Onore al merito. I riconoscimenti sono arrivati dopo una lunga parentesi trascorsa da Bell Burnell fuori dal mondo della ricerca, per seguire un marito dal lavoro itinerante. Quel periodo così frustrante per la discontinuità lavorativa le diede però l'occasione di cimentarsi in ruoli diversi da quelli classici dell'accademia.

Nel 1993, divorziata e con un figlio ormai grande, tornò alla sua professione, e passione originaria. Divenne capo dipartimento alla facoltà di fisica della Open University, un'istituzione di studio e ricerca rivolta a studenti part-time e a distanza. Poi, Presidente della Royal Astronomical Society, nonché prima donna a dirigere la Royal Society of Edinburgh e l'Institute of Physics del Regno Unito.

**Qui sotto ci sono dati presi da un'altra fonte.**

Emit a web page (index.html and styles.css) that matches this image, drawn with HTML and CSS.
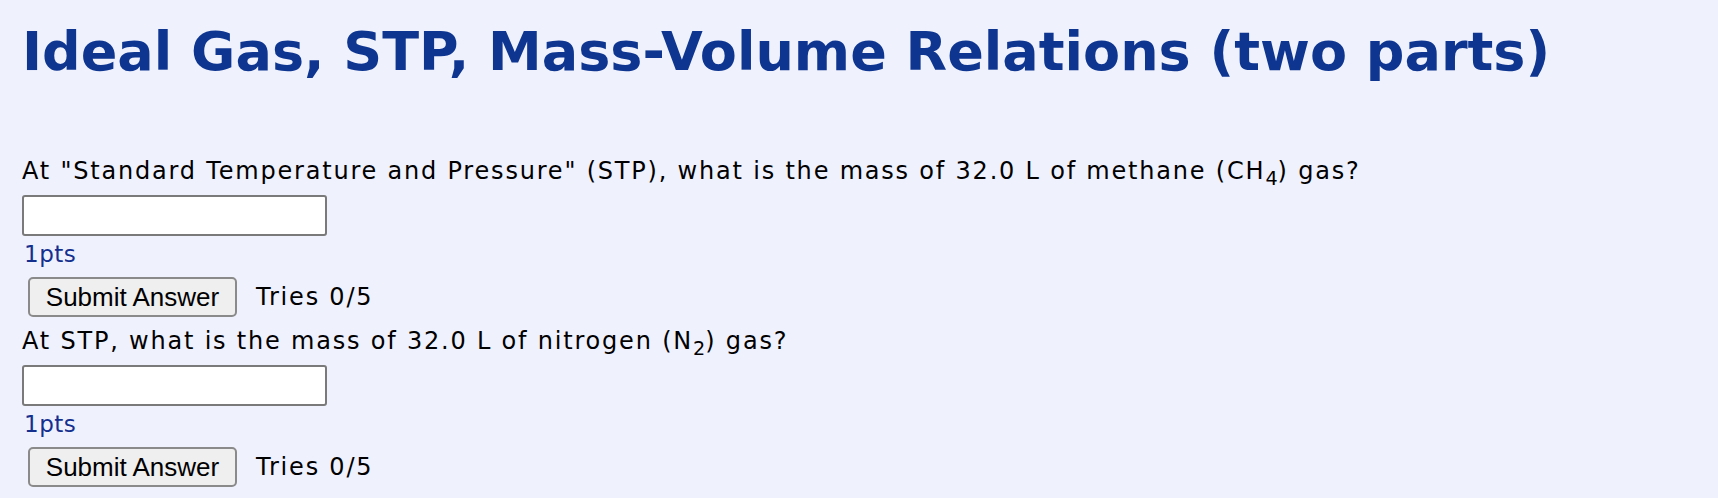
FILE: index.html
```html
<!DOCTYPE html>
<html>
<head>
<meta charset="utf-8">
<link rel="stylesheet" href="styles.css">
</head>
<body>
<div class="page">
  <h1 class="title">Ideal Gas, STP, Mass-Volume Relations (two parts)</h1>
  <div class="part first">
    <p class="q">At "Standard Temperature and Pressure" (STP), what is the mass of 32.0 L of methane (CH<sub>4</sub>) gas?</p>
    <input class="answer" type="text">
    <div class="pts">1pts</div>
    <div class="actions"><button class="submit">Submit Answer</button><span class="tries">Tries 0/5</span></div>
  </div>
  <div class="part">
    <p class="q">At STP, what is the mass of 32.0 L of nitrogen (N<sub>2</sub>) gas?</p>
    <input class="answer" type="text">
    <div class="pts">1pts</div>
    <div class="actions"><button class="submit">Submit Answer</button><span class="tries">Tries 0/5</span></div>
  </div>
</div>
</body>
</html>
```
FILE: styles.css
```css
html, body {
  margin: 0;
  padding: 0;
  background: #eff1fd;
}
.page {
  padding: 20px 22px 0 22px;
  font-family: "DejaVu Sans", Verdana, sans-serif;
  color: #000;
}
.title {
  margin: 0;
  font-family: "DejaVu Sans", Verdana, sans-serif;
  font-weight: bold;
  font-size: 54px;
  line-height: 64px;
  color: #0e3691;
}
.part.first {
  margin-top: 73px;
}
.part {
  margin-top: 10px;
}
.q {
  margin: 0;
  font-size: 24px;
  line-height: 28px;
  letter-spacing: 1.8px;
}
.q sub {
  font-size: 0.8em;
  line-height: 0;
  vertical-align: -0.3em;
  letter-spacing: 0;
}
.answer {
  display: block;
  box-sizing: border-box;
  width: 305px;
  height: 41px;
  margin: 10px 0 0 0;
  border: 2px solid #7a7a7a;
  border-radius: 3px;
  background: #fff;
}
.pts {
  margin-top: 4px;
  padding-left: 2px;
  font-size: 23px;
  line-height: 28px;
  letter-spacing: 0.5px;
  color: #14308f;
}
.actions {
  margin-top: 9px;
  display: flex;
  align-items: center;
}
.submit {
  box-sizing: border-box;
  width: 209px;
  height: 40px;
  margin: 0 19px 0 6px;
  padding: 0;
  font-family: "Liberation Sans", Arial, sans-serif;
  font-size: 26px;
  color: #000;
  background: #efefef;
  border: 2px solid #8a8a8a;
  border-radius: 5px;
}
.tries {
  font-size: 24px;
  letter-spacing: 1.8px;
}
```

Lo Special Breakthrough Prize nella Fisica Fondamentale appena arrivato è stato assegnato solo quattro volte: prima di Bell, lo hanno meritato Stephen Hawking, gli scienziati del CERN e quelli della collaborazione LIGO.

Bell, che attualmente insegna all'Università di Oxford, ha contribuito alla fondazione dell'Athena Swan programme, per migliorare l'inclusione delle donne nel mondo universitario, dove ha investito il denaro del premio, finanziando borse di dottorato per le persone meno rappresentate in ambito accademico: «Io ero in minoranza ed ero una dottoranda. Migliorare la diversità nella fisica può portare molte cose positive».